══ Provided data
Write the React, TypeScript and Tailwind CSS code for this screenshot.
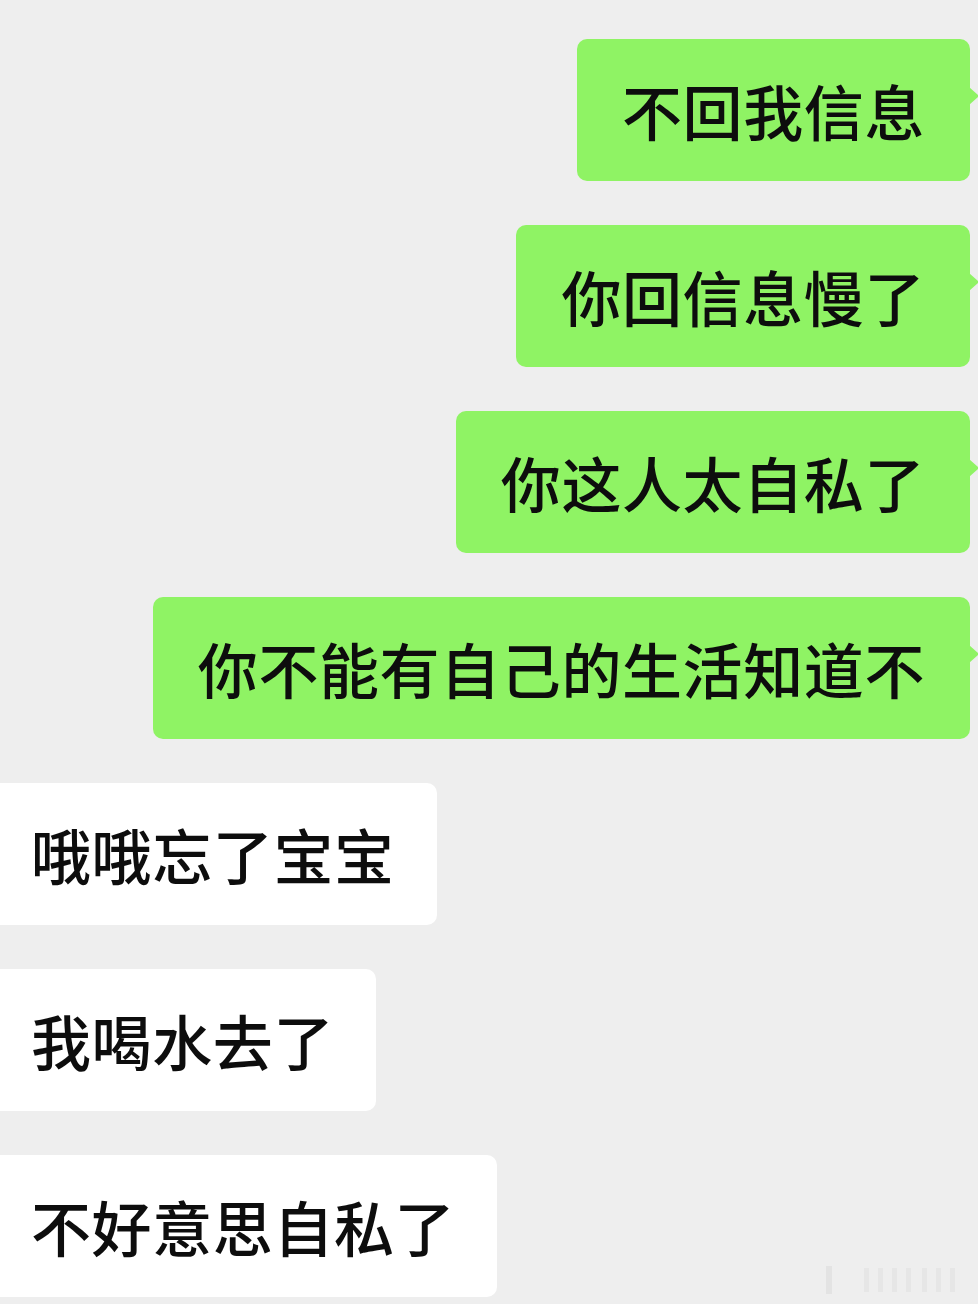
import React from "react";

type Msg = {text: string; mine: boolean};

const messages: Msg[] = [
 {text: "不回我信息", mine: true},
 {text: "你回信息慢了", mine: true},
 {text: "你这人太自私了", mine: true},
 {text: "你不能有自己的生活知道不", mine: true},
 {text: "哦哦忘了宝宝", mine: false},
 {text: "我喝水去了", mine: false},
 {text: "不好意思自私了", mine: false},
];

const Bubble = ({text, mine}: Msg) => {
 if (mine) {
  return (
   <div className="flex justify-end pr-2">
    <div className="relative rounded-[10px] bg-[#8ff364] px-[45px] py-[41px] text-[60px] font-medium leading-[60px] tracking-[0.6px] text-[#0d0d0d]">
     {text}
     {/* tail */}
     <span className="absolute -right-[9px] top-[48px] h-0 w-0 border-y-[9px] border-l-[10px] border-y-transparent border-l-[#8ff364]" />
    </div>
   </div>
  );
 }

 return (
  <div className="flex justify-start">
   <div className="-ml-[15px] rounded-[10px] bg-white py-[41px] pl-[46px] pr-[42px] text-[60px] font-medium leading-[60px] tracking-[0.6px] text-[#0d0d0d]">
    {text}
   </div>
  </div>
 );
};

export default function App() {
 return (
  <div
   className="relative h-[1304px] w-[978px] overflow-hidden bg-[#eeeeee]"
   style={{fontFamily: '"Noto Sans CJK SC", "Noto Sans", sans-serif'}}>
   <div className="flex flex-col gap-[44px] pt-[39px]">
    {messages.map((m, i) => (
     <Bubble key={i} {...m} />
    ))}
   </div>

   {/* faint watermark */}
   <svg
    className="absolute bottom-[8px] right-[12px] opacity-10"
    width="140"
    height="36"
    viewBox="0 0 140 36">
    <rect x="0" y="6" width="6" height="28" fill="#888" />
    <rect x="38" y="8" width="5" height="24" fill="#aaa" />
    <rect x="52" y="8" width="5" height="24" fill="#aaa" />
    <rect x="66" y="8" width="5" height="24" fill="#aaa" />
    <rect x="80" y="8" width="5" height="24" fill="#aaa" />
    <rect x="96" y="8" width="5" height="24" fill="#aaa" />
    <rect x="110" y="8" width="5" height="24" fill="#aaa" />
    <rect x="124" y="8" width="5" height="24" fill="#aaa" />
   </svg>
  </div>
 );
}
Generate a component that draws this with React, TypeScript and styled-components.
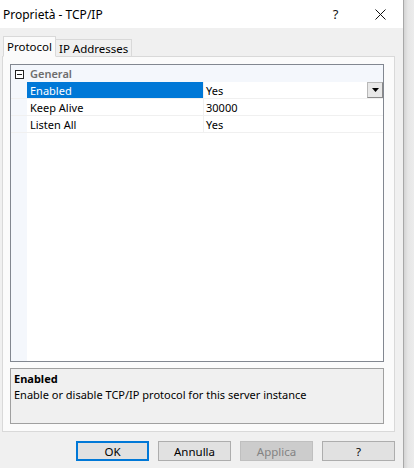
════
— Do this —
Copy out the records above in full, exactly as written, but not the pictures.

— Result of this exercise —
Write the React, TypeScript and Tailwind CSS code for this screenshot.
import React from "react";

type Msg = {text: string; mine: boolean};

const messages: Msg[] = [
 {text: "不回我信息", mine: true},
 {text: "你回信息慢了", mine: true},
 {text: "你这人太自私了", mine: true},
 {text: "你不能有自己的生活知道不", mine: true},
 {text: "哦哦忘了宝宝", mine: false},
 {text: "我喝水去了", mine: false},
 {text: "不好意思自私了", mine: false},
];

const Bubble = ({text, mine}: Msg) => {
 if (mine) {
  return (
   <div className="flex justify-end pr-2">
    <div className="relative rounded-[10px] bg-[#8ff364] px-[45px] py-[41px] text-[60px] font-medium leading-[60px] tracking-[0.6px] text-[#0d0d0d]">
     {text}
     {/* tail */}
     <span className="absolute -right-[9px] top-[48px] h-0 w-0 border-y-[9px] border-l-[10px] border-y-transparent border-l-[#8ff364]" />
    </div>
   </div>
  );
 }

 return (
  <div className="flex justify-start">
   <div className="-ml-[15px] rounded-[10px] bg-white py-[41px] pl-[46px] pr-[42px] text-[60px] font-medium leading-[60px] tracking-[0.6px] text-[#0d0d0d]">
    {text}
   </div>
  </div>
 );
};

export default function App() {
 return (
  <div
   className="relative h-[1304px] w-[978px] overflow-hidden bg-[#eeeeee]"
   style={{fontFamily: '"Noto Sans CJK SC", "Noto Sans", sans-serif'}}>
   <div className="flex flex-col gap-[44px] pt-[39px]">
    {messages.map((m, i) => (
     <Bubble key={i} {...m} />
    ))}
   </div>

   {/* faint watermark */}
   <svg
    className="absolute bottom-[8px] right-[12px] opacity-10"
    width="140"
    height="36"
    viewBox="0 0 140 36">
    <rect x="0" y="6" width="6" height="28" fill="#888" />
    <rect x="38" y="8" width="5" height="24" fill="#aaa" />
    <rect x="52" y="8" width="5" height="24" fill="#aaa" />
    <rect x="66" y="8" width="5" height="24" fill="#aaa" />
    <rect x="80" y="8" width="5" height="24" fill="#aaa" />
    <rect x="96" y="8" width="5" height="24" fill="#aaa" />
    <rect x="110" y="8" width="5" height="24" fill="#aaa" />
    <rect x="124" y="8" width="5" height="24" fill="#aaa" />
   </svg>
  </div>
 );
}
Generate a component that draws this with React, TypeScript and styled-components.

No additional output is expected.